* What you will do *
Output every line exactly as written. Leave out pictures.

* Given information *
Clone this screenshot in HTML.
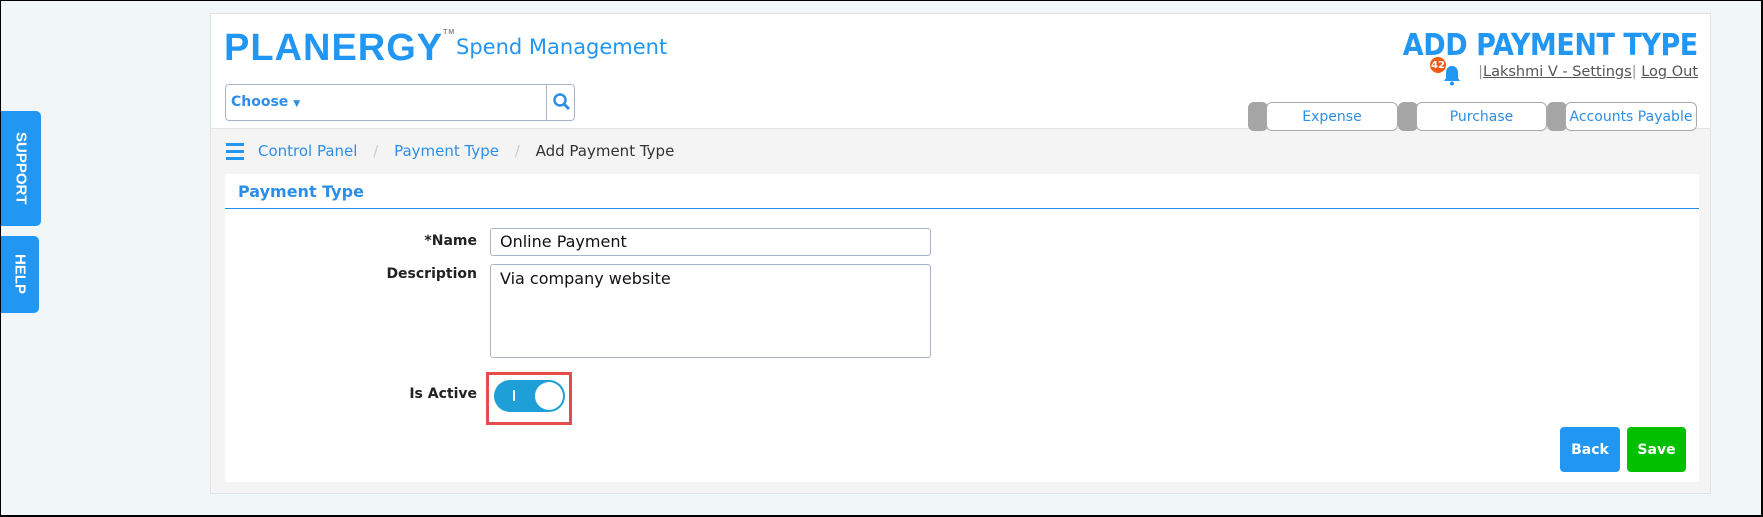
<!DOCTYPE html>
<html><head><meta charset="utf-8"><style>
*{box-sizing:border-box;margin:0;padding:0}
html,body{width:1763px;height:517px;overflow:hidden}
body{background:#f1f6f9;border:1px solid #000;border-right:2px solid #000;border-bottom:2px solid #000;position:relative;font-family:"DejaVu Sans","Liberation Sans",sans-serif}
.a{position:absolute}
.tab{background:#2196f3;color:#fff;font-weight:bold;font-size:15px;border-radius:0 5px 5px 0;writing-mode:vertical-rl;display:flex;align-items:center;justify-content:center;font-family:"Liberation Sans",sans-serif}
.cont{left:209px;top:12px;width:1501px;height:481px;background:#f4f4f4;border:1px solid #e2e2e2}
.hdr{left:0;top:0;width:1499px;height:115px;background:#fff;border-bottom:1px solid #e4e4e4}
.lbl{font-size:14px;font-weight:bold;color:#222;text-align:right;width:140px}
.inp{border:1px solid #aab4c8;border-radius:3px;background:#fff;font-size:16px;color:#111;padding:4px 9px}
.nav{height:29px;border:1px solid #aaa;border-radius:6px;background:#fff;color:#2d8ee6;font-size:14px;display:flex;align-items:center;justify-content:center;top:88px}
.gr{height:29px;background:#a5a5a5;border-radius:6px;top:88px;width:20px}
</style></head><body>
<div class="a tab" style="left:0;top:110px;width:40px;height:115px">SUPPORT</div>
<div class="a tab" style="left:0;top:235px;width:38px;height:77px">HELP</div>
<div class="a cont">
 <div class="a hdr">
  <div class="a" style="left:13px;top:13px;font-family:'Liberation Sans',sans-serif;font-size:38px;font-weight:bold;color:#2196f3;letter-spacing:1px">PLANERGY<sup style="font-size:7px;color:#888;vertical-align:top;position:relative;top:2px">TM</sup></div>
  <div class="a" style="left:245px;top:21px;font-size:21px;color:#2196f3;font-family:'DejaVu Sans',sans-serif">Spend Management</div>
  <div class="a" style="left:14px;top:70px;width:350px;height:37px;border:1px solid #aab4c8;border-radius:4px">
   <div class="a" style="left:5px;top:9px;font-size:14px;font-weight:bold;color:#2d8ee6">Choose <span style="font-size:9px">▼</span></div>
   <div class="a" style="left:320px;top:0;width:1px;height:35px;background:#aab4c8"></div>
   <svg class="a" style="left:326px;top:7px" width="20" height="20" viewBox="0 0 20 20"><circle cx="8" cy="8" r="5.5" fill="none" stroke="#2d8ee6" stroke-width="2.5"/><path d="M12 12l5 5" stroke="#2d8ee6" stroke-width="3"/></svg>
  </div>
  <div class="a" style="right:12px;top:14px;font-size:30px;font-weight:bold;color:#2196f3;font-family:'DejaVu Sans',sans-serif;letter-spacing:-0.5px;transform:scaleX(0.9);transform-origin:right">ADD PAYMENT TYPE</div>
  <div class="a" style="right:12px;top:50px;font-size:14.5px;color:#555;white-space:nowrap"><span style="color:#999">|</span><u>Lakshmi V - Settings</u><span style="color:#999">|</span> <u>Log Out</u></div>
  <svg class="a" style="left:1231px;top:50px" width="20" height="22" viewBox="0 0 20 22"><path d="M10 2c-4 0-6 3-6 7v5l-2 3h16l-2-3V9c0-4-2-7-6-7z" fill="#2196f3"/><circle cx="10" cy="19.5" r="2" fill="#2196f3"/></svg>
  <div class="a" style="left:1219px;top:43px;width:16px;height:16px;border-radius:50%;background:#f05a14;color:#fff;font-size:10px;font-weight:bold;display:flex;align-items:center;justify-content:center">42</div>
  <div class="a gr" style="left:1037px"></div><div class="a nav" style="left:1055px;width:132px">Expense</div>
  <div class="a gr" style="left:1187px"></div><div class="a nav" style="left:1205px;width:131px">Purchase</div>
  <div class="a gr" style="left:1336px"></div><div class="a nav" style="left:1354px;width:132px">Accounts Payable</div>
 </div>
 <div class="a" style="left:15px;top:129px;width:18px">
  <div style="height:3px;background:#2196f3;margin-bottom:4px"></div><div style="height:3px;background:#2196f3;margin-bottom:4px"></div><div style="height:3px;background:#2196f3"></div>
 </div>
 <div class="a" style="left:47px;top:128px;font-size:15px;color:#333;white-space:nowrap"><span style="color:#2d8ee6">Control Panel</span> <span style="color:#ccc;margin:0 11px">/</span> <span style="color:#2d8ee6">Payment Type</span> <span style="color:#ccc;margin:0 11px">/</span> Add Payment Type</div>
 <div class="a" style="left:14px;top:160px;width:1474px;height:308px;background:#fff">
  <div class="a" style="left:0;top:0;width:1474px;height:35px;border-bottom:1.5px solid #2d8ee6"></div>
  <div class="a" style="left:13px;top:8px;font-size:16px;font-weight:bold;color:#2d8ee6">Payment Type</div>
  <div class="a lbl" style="left:112px;top:59px">*Name</div>
  <div class="a inp" style="left:265px;top:54px;width:441px;height:28px;padding-top:3px">Online Payment</div>
  <div class="a lbl" style="left:112px;top:92px">Description</div>
  <div class="a inp" style="left:265px;top:90px;width:441px;height:94px">Via company website</div>
  <div class="a lbl" style="left:112px;top:212px">Is Active</div>
  <div class="a" style="left:261px;top:198px;width:86px;height:53px;border:3px solid #e74c4c"></div>
  <div class="a" style="left:269px;top:206px;width:71px;height:32px;border-radius:16px;background:#1f9fd8">
   <div class="a" style="left:19px;top:10px;width:2px;height:11px;background:#fff"></div>
   <div class="a" style="left:41px;top:2px;width:28px;height:28px;border-radius:50%;background:#fff"></div>
  </div>
  <div class="a" style="left:1335px;top:253px;width:60px;height:45px;border-radius:4px;background:#2196f3;color:#fff;font-weight:bold;font-size:14px;display:flex;align-items:center;justify-content:center">Back</div>
  <div class="a" style="left:1402px;top:253px;width:59px;height:45px;border-radius:4px;background:#00c000;color:#fff;font-weight:bold;font-size:14px;display:flex;align-items:center;justify-content:center">Save</div>
 </div>
</div>
</body></html>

* Final result *
Clone this screenshot in HTML.
<!DOCTYPE html>
<html><head><meta charset="utf-8"><style>
*{box-sizing:border-box;margin:0;padding:0}
html,body{width:1763px;height:517px;overflow:hidden}
body{background:#f1f6f9;border:1px solid #000;border-right:2px solid #000;border-bottom:2px solid #000;position:relative;font-family:"DejaVu Sans","Liberation Sans",sans-serif}
.a{position:absolute}
.tab{background:#2196f3;color:#fff;font-weight:bold;font-size:15px;border-radius:0 5px 5px 0;writing-mode:vertical-rl;display:flex;align-items:center;justify-content:center;font-family:"Liberation Sans",sans-serif}
.cont{left:209px;top:12px;width:1501px;height:481px;background:#f4f4f4;border:1px solid #e2e2e2}
.hdr{left:0;top:0;width:1499px;height:115px;background:#fff;border-bottom:1px solid #e4e4e4}
.lbl{font-size:14px;font-weight:bold;color:#222;text-align:right;width:140px}
.inp{border:1px solid #aab4c8;border-radius:3px;background:#fff;font-size:16px;color:#111;padding:4px 9px}
.nav{height:29px;border:1px solid #aaa;border-radius:6px;background:#fff;color:#2d8ee6;font-size:14px;display:flex;align-items:center;justify-content:center;top:88px}
.gr{height:29px;background:#a5a5a5;border-radius:6px;top:88px;width:20px}
</style></head><body>
<div class="a tab" style="left:0;top:110px;width:40px;height:115px">SUPPORT</div>
<div class="a tab" style="left:0;top:235px;width:38px;height:77px">HELP</div>
<div class="a cont">
 <div class="a hdr">
  <div class="a" style="left:13px;top:13px;font-family:'Liberation Sans',sans-serif;font-size:38px;font-weight:bold;color:#2196f3;letter-spacing:1px">PLANERGY<sup style="font-size:7px;color:#888;vertical-align:top;position:relative;top:2px">TM</sup></div>
  <div class="a" style="left:245px;top:21px;font-size:21px;color:#2196f3;font-family:'DejaVu Sans',sans-serif">Spend Management</div>
  <div class="a" style="left:14px;top:70px;width:350px;height:37px;border:1px solid #aab4c8;border-radius:4px">
   <div class="a" style="left:5px;top:9px;font-size:14px;font-weight:bold;color:#2d8ee6">Choose <span style="font-size:9px">▼</span></div>
   <div class="a" style="left:320px;top:0;width:1px;height:35px;background:#aab4c8"></div>
   <svg class="a" style="left:326px;top:7px" width="20" height="20" viewBox="0 0 20 20"><circle cx="8" cy="8" r="5.5" fill="none" stroke="#2d8ee6" stroke-width="2.5"/><path d="M12 12l5 5" stroke="#2d8ee6" stroke-width="3"/></svg>
  </div>
  <div class="a" style="right:12px;top:14px;font-size:30px;font-weight:bold;color:#2196f3;font-family:'DejaVu Sans',sans-serif;letter-spacing:-0.5px;transform:scaleX(0.9);transform-origin:right">ADD PAYMENT TYPE</div>
  <div class="a" style="right:12px;top:50px;font-size:14.5px;color:#555;white-space:nowrap"><span style="color:#999">|</span><u>Lakshmi V - Settings</u><span style="color:#999">|</span> <u>Log Out</u></div>
  <svg class="a" style="left:1231px;top:50px" width="20" height="22" viewBox="0 0 20 22"><path d="M10 2c-4 0-6 3-6 7v5l-2 3h16l-2-3V9c0-4-2-7-6-7z" fill="#2196f3"/><circle cx="10" cy="19.5" r="2" fill="#2196f3"/></svg>
  <div class="a" style="left:1219px;top:43px;width:16px;height:16px;border-radius:50%;background:#f05a14;color:#fff;font-size:10px;font-weight:bold;display:flex;align-items:center;justify-content:center">42</div>
  <div class="a gr" style="left:1037px"></div><div class="a nav" style="left:1055px;width:132px">Expense</div>
  <div class="a gr" style="left:1187px"></div><div class="a nav" style="left:1205px;width:131px">Purchase</div>
  <div class="a gr" style="left:1336px"></div><div class="a nav" style="left:1354px;width:132px">Accounts Payable</div>
 </div>
 <div class="a" style="left:15px;top:129px;width:18px">
  <div style="height:3px;background:#2196f3;margin-bottom:4px"></div><div style="height:3px;background:#2196f3;margin-bottom:4px"></div><div style="height:3px;background:#2196f3"></div>
 </div>
 <div class="a" style="left:47px;top:128px;font-size:15px;color:#333;white-space:nowrap"><span style="color:#2d8ee6">Control Panel</span> <span style="color:#ccc;margin:0 11px">/</span> <span style="color:#2d8ee6">Payment Type</span> <span style="color:#ccc;margin:0 11px">/</span> Add Payment Type</div>
 <div class="a" style="left:14px;top:160px;width:1474px;height:308px;background:#fff">
  <div class="a" style="left:0;top:0;width:1474px;height:35px;border-bottom:1.5px solid #2d8ee6"></div>
  <div class="a" style="left:13px;top:8px;font-size:16px;font-weight:bold;color:#2d8ee6">Payment Type</div>
  <div class="a lbl" style="left:112px;top:59px">*Name</div>
  <div class="a inp" style="left:265px;top:54px;width:441px;height:28px;padding-top:3px">Online Payment</div>
  <div class="a lbl" style="left:112px;top:92px">Description</div>
  <div class="a inp" style="left:265px;top:90px;width:441px;height:94px">Via company website</div>
  <div class="a lbl" style="left:112px;top:212px">Is Active</div>
  <div class="a" style="left:261px;top:198px;width:86px;height:53px;border:3px solid #e74c4c"></div>
  <div class="a" style="left:269px;top:206px;width:71px;height:32px;border-radius:16px;background:#1f9fd8">
   <div class="a" style="left:19px;top:10px;width:2px;height:11px;background:#fff"></div>
   <div class="a" style="left:41px;top:2px;width:28px;height:28px;border-radius:50%;background:#fff"></div>
  </div>
  <div class="a" style="left:1335px;top:253px;width:60px;height:45px;border-radius:4px;background:#2196f3;color:#fff;font-weight:bold;font-size:14px;display:flex;align-items:center;justify-content:center">Back</div>
  <div class="a" style="left:1402px;top:253px;width:59px;height:45px;border-radius:4px;background:#00c000;color:#fff;font-weight:bold;font-size:14px;display:flex;align-items:center;justify-content:center">Save</div>
 </div>
</div>
</body></html>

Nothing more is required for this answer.